* [GIVEN INFORMATION]
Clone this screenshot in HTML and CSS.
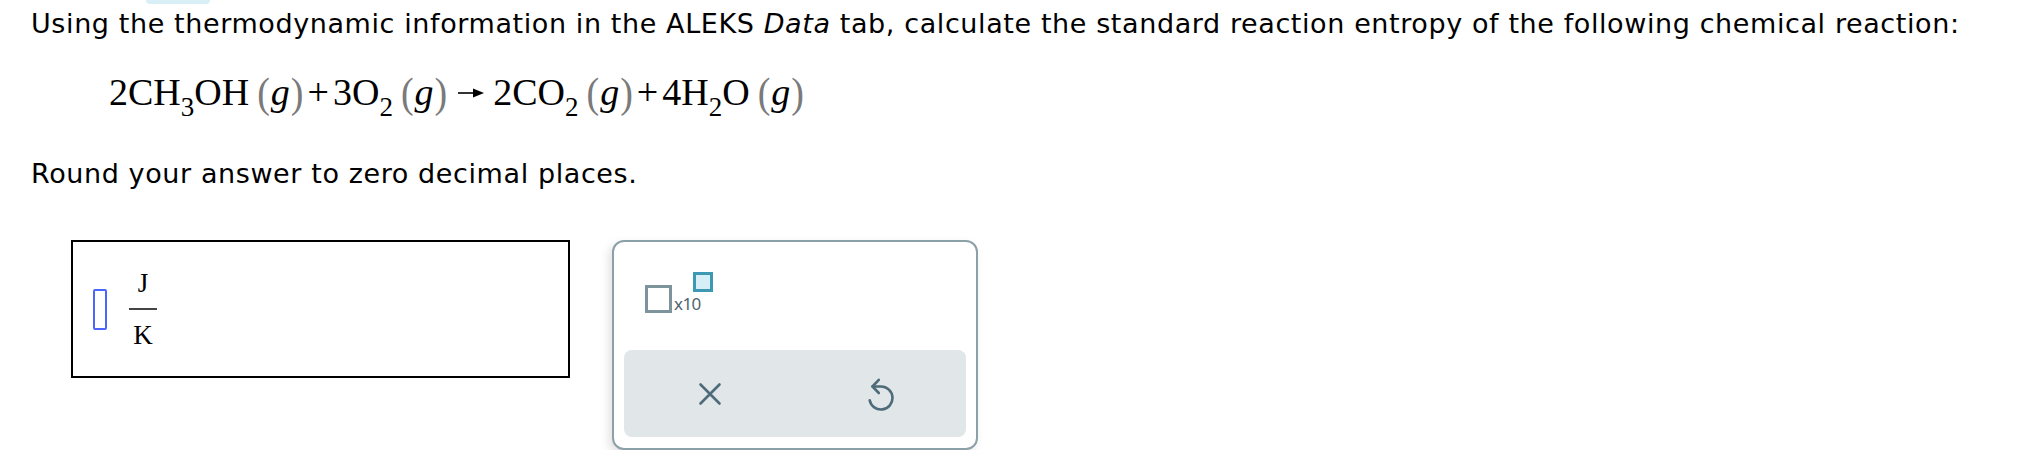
FILE: index.html
```html
<!DOCTYPE html>
<html>
<head>
<meta charset="utf-8">
<link rel="stylesheet" href="styles.css">
</head>
<body>
<div class="tabstub"></div>
<div class="page">
  <p class="prompt first">Using the thermodynamic information in the ALEKS <i>Data</i> tab, calculate the standard reaction entropy of the following chemical reaction:</p>
  <div class="eq">
    <span class="sp">2CH<sub>3</sub>OH</span><span class="ph"><span class="paren">(</span><i>g</i><span class="paren">)</span></span><span class="op">+</span><span class="sp">3O<sub>2</sub></span><span class="ph"><span class="paren">(</span><i>g</i><span class="paren">)</span></span><span class="arrow"><svg width="26" height="12" viewBox="0 0 26 12"><line x1="0" y1="6" x2="18" y2="6" stroke="#000" stroke-width="1.6"/><path d="M15 1.5 L26 6 L15 10.5 Z" fill="#000"/></svg></span><span class="sp">2CO<sub>2</sub></span><span class="ph"><span class="paren">(</span><i>g</i><span class="paren">)</span></span><span class="op">+</span><span class="sp">4H<sub>2</sub>O</span><span class="ph"><span class="paren">(</span><i>g</i><span class="paren">)</span></span>
  </div>
  <p class="prompt round">Round your answer to zero decimal places.</p>
  <div class="answer-row">
    <div class="answer-box">
      <span class="slot"></span>
      <span class="frac"><span class="num">J</span><span class="bar"></span><span class="den">K</span></span>
    </div>
    <div class="panel">
      <div class="tools">
        <div class="sci"><span class="base"></span><span class="x10">x10</span><span class="exp"></span></div>
      </div>
      <div class="actions">
        <div class="act">
          <svg width="24" height="24" viewBox="0 0 24 24"><path d="M2.5 2.5 L21.5 21.5 M21.5 2.5 L2.5 21.5" stroke="#4d6b78" stroke-width="2.6" stroke-linecap="round" fill="none"/></svg>
        </div>
        <div class="act">
          <svg width="30" height="34" viewBox="0 0 30 34"><path d="M6.5 9.5 L15 9.5 A11.5 11.5 0 1 1 3.7 23.2" stroke="#4d6b78" stroke-width="2.6" stroke-linecap="round" stroke-linejoin="round" fill="none"/><path d="M12.8 2.8 L6.5 9.5 L12.8 16" stroke="#4d6b78" stroke-width="2.6" stroke-linecap="round" stroke-linejoin="round" fill="none"/></svg>
        </div>
      </div>
    </div>
  </div>
</div>
</body>
</html>
```

FILE: styles.css
```css
html, body {
  margin: 0;
  padding: 0;
  background: #ffffff;
}

.tabstub {
  width: 64px;
  height: 4px;
  margin-left: 146px;
  background: #d9eff6;
  border-radius: 0 0 10px 10px;
}

.page {
  padding: 4px 0 0 31px;
  color: #000;
}

.prompt {
  margin: 0;
  font-family: "DejaVu Sans", Verdana, sans-serif;
  font-size: 27px;
  line-height: 32px;
  letter-spacing: 0.6px;
  white-space: nowrap;
}

.eq {
  margin: 22px 0 0 78px;
  font-family: "Liberation Serif", "Times New Roman", serif;
  font-size: 38px;
  line-height: 48px;
  white-space: nowrap;
}

.eq sub {
  font-size: 27px;
  line-height: 0;
  vertical-align: -11px;
}

.ph {
  margin-left: 8px;
}

.paren {
  color: #7a7a7a;
  display: inline-block;
  transform: scaleY(1.12);
}

.eq i {
  padding: 0 1px;
}

.op {
  margin: 0 4px;
}

.arrow {
  display: inline-block;
  margin: 0 9px 0 11px;
  vertical-align: 6px;
}

.round {
  margin-top: 42px;
}

.answer-row {
  display: flex;
  align-items: flex-start;
  margin-top: 50px;
  margin-left: 40px;
}

.answer-box {
  box-sizing: border-box;
  width: 499px;
  height: 138px;
  border: 2px solid #000;
  display: flex;
  align-items: center;
  padding-left: 20px;
}

.slot {
  box-sizing: border-box;
  width: 14px;
  height: 41px;
  border: 2px solid #4a66ff;
  border-radius: 2px;
}

.frac {
  display: inline-flex;
  flex-direction: column;
  align-items: center;
  margin-left: 22px;
  font-family: "Liberation Serif", "Times New Roman", serif;
  font-size: 27px;
  line-height: 27px;
}

.bar {
  width: 28px;
  height: 2px;
  background: #444;
  margin: 11px 0 12px;
}

.panel {
  box-sizing: border-box;
  width: 366px;
  height: 210px;
  margin-left: 42px;
  border: 2px solid #8ca0a8;
  border-radius: 12px;
  background: #fff;
  box-shadow: -3px 4px 10px rgba(0, 0, 0, 0.12);
  padding: 0 10px 11px 10px;
  display: flex;
  flex-direction: column;
}

.tools {
  flex: 1;
  padding: 30px 0 0 21px;
}

.sci {
  display: flex;
  align-items: flex-end;
  height: 41px;
}

.base {
  box-sizing: border-box;
  width: 27px;
  height: 28px;
  border: 3px solid #7e949d;
}

.x10 {
  font-family: "Noto Sans", "Open Sans", sans-serif;
  font-size: 17px;
  line-height: 17px;
  color: #4f646d;
  margin: 0 0 1px 2px;
  letter-spacing: -0.6px;
}

.exp {
  align-self: flex-start;
  box-sizing: border-box;
  width: 20px;
  height: 20px;
  margin-left: -8px;
  border: 3px solid #3d98b4;
  background: #d6eef5;
}

.actions {
  height: 87px;
  background: #e1e6e9;
  border-radius: 8px;
  display: grid;
  grid-template-columns: 1fr 1fr;
}

.act {
  display: flex;
  align-items: center;
  justify-content: center;
}
```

* [WHAT IS EXPECTED]
Omit any images, then output the listing exactly.

* [RESULT OF THIS TASK]
Clone this screenshot in HTML and CSS.
FILE: index.html
```html
<!DOCTYPE html>
<html>
<head>
<meta charset="utf-8">
<link rel="stylesheet" href="styles.css">
</head>
<body>
<div class="tabstub"></div>
<div class="page">
  <p class="prompt first">Using the thermodynamic information in the ALEKS <i>Data</i> tab, calculate the standard reaction entropy of the following chemical reaction:</p>
  <div class="eq">
    <span class="sp">2CH<sub>3</sub>OH</span><span class="ph"><span class="paren">(</span><i>g</i><span class="paren">)</span></span><span class="op">+</span><span class="sp">3O<sub>2</sub></span><span class="ph"><span class="paren">(</span><i>g</i><span class="paren">)</span></span><span class="arrow"><svg width="26" height="12" viewBox="0 0 26 12"><line x1="0" y1="6" x2="18" y2="6" stroke="#000" stroke-width="1.6"/><path d="M15 1.5 L26 6 L15 10.5 Z" fill="#000"/></svg></span><span class="sp">2CO<sub>2</sub></span><span class="ph"><span class="paren">(</span><i>g</i><span class="paren">)</span></span><span class="op">+</span><span class="sp">4H<sub>2</sub>O</span><span class="ph"><span class="paren">(</span><i>g</i><span class="paren">)</span></span>
  </div>
  <p class="prompt round">Round your answer to zero decimal places.</p>
  <div class="answer-row">
    <div class="answer-box">
      <span class="slot"></span>
      <span class="frac"><span class="num">J</span><span class="bar"></span><span class="den">K</span></span>
    </div>
    <div class="panel">
      <div class="tools">
        <div class="sci"><span class="base"></span><span class="x10">x10</span><span class="exp"></span></div>
      </div>
      <div class="actions">
        <div class="act">
          <svg width="24" height="24" viewBox="0 0 24 24"><path d="M2.5 2.5 L21.5 21.5 M21.5 2.5 L2.5 21.5" stroke="#4d6b78" stroke-width="2.6" stroke-linecap="round" fill="none"/></svg>
        </div>
        <div class="act">
          <svg width="30" height="34" viewBox="0 0 30 34"><path d="M6.5 9.5 L15 9.5 A11.5 11.5 0 1 1 3.7 23.2" stroke="#4d6b78" stroke-width="2.6" stroke-linecap="round" stroke-linejoin="round" fill="none"/><path d="M12.8 2.8 L6.5 9.5 L12.8 16" stroke="#4d6b78" stroke-width="2.6" stroke-linecap="round" stroke-linejoin="round" fill="none"/></svg>
        </div>
      </div>
    </div>
  </div>
</div>
</body>
</html>
```

FILE: styles.css
```css
html, body {
  margin: 0;
  padding: 0;
  background: #ffffff;
}

.tabstub {
  width: 64px;
  height: 4px;
  margin-left: 146px;
  background: #d9eff6;
  border-radius: 0 0 10px 10px;
}

.page {
  padding: 4px 0 0 31px;
  color: #000;
}

.prompt {
  margin: 0;
  font-family: "DejaVu Sans", Verdana, sans-serif;
  font-size: 27px;
  line-height: 32px;
  letter-spacing: 0.6px;
  white-space: nowrap;
}

.eq {
  margin: 22px 0 0 78px;
  font-family: "Liberation Serif", "Times New Roman", serif;
  font-size: 38px;
  line-height: 48px;
  white-space: nowrap;
}

.eq sub {
  font-size: 27px;
  line-height: 0;
  vertical-align: -11px;
}

.ph {
  margin-left: 8px;
}

.paren {
  color: #7a7a7a;
  display: inline-block;
  transform: scaleY(1.12);
}

.eq i {
  padding: 0 1px;
}

.op {
  margin: 0 4px;
}

.arrow {
  display: inline-block;
  margin: 0 9px 0 11px;
  vertical-align: 6px;
}

.round {
  margin-top: 42px;
}

.answer-row {
  display: flex;
  align-items: flex-start;
  margin-top: 50px;
  margin-left: 40px;
}

.answer-box {
  box-sizing: border-box;
  width: 499px;
  height: 138px;
  border: 2px solid #000;
  display: flex;
  align-items: center;
  padding-left: 20px;
}

.slot {
  box-sizing: border-box;
  width: 14px;
  height: 41px;
  border: 2px solid #4a66ff;
  border-radius: 2px;
}

.frac {
  display: inline-flex;
  flex-direction: column;
  align-items: center;
  margin-left: 22px;
  font-family: "Liberation Serif", "Times New Roman", serif;
  font-size: 27px;
  line-height: 27px;
}

.bar {
  width: 28px;
  height: 2px;
  background: #444;
  margin: 11px 0 12px;
}

.panel {
  box-sizing: border-box;
  width: 366px;
  height: 210px;
  margin-left: 42px;
  border: 2px solid #8ca0a8;
  border-radius: 12px;
  background: #fff;
  box-shadow: -3px 4px 10px rgba(0, 0, 0, 0.12);
  padding: 0 10px 11px 10px;
  display: flex;
  flex-direction: column;
}

.tools {
  flex: 1;
  padding: 30px 0 0 21px;
}

.sci {
  display: flex;
  align-items: flex-end;
  height: 41px;
}

.base {
  box-sizing: border-box;
  width: 27px;
  height: 28px;
  border: 3px solid #7e949d;
}

.x10 {
  font-family: "Noto Sans", "Open Sans", sans-serif;
  font-size: 17px;
  line-height: 17px;
  color: #4f646d;
  margin: 0 0 1px 2px;
  letter-spacing: -0.6px;
}

.exp {
  align-self: flex-start;
  box-sizing: border-box;
  width: 20px;
  height: 20px;
  margin-left: -8px;
  border: 3px solid #3d98b4;
  background: #d6eef5;
}

.actions {
  height: 87px;
  background: #e1e6e9;
  border-radius: 8px;
  display: grid;
  grid-template-columns: 1fr 1fr;
}

.act {
  display: flex;
  align-items: center;
  justify-content: center;
}
```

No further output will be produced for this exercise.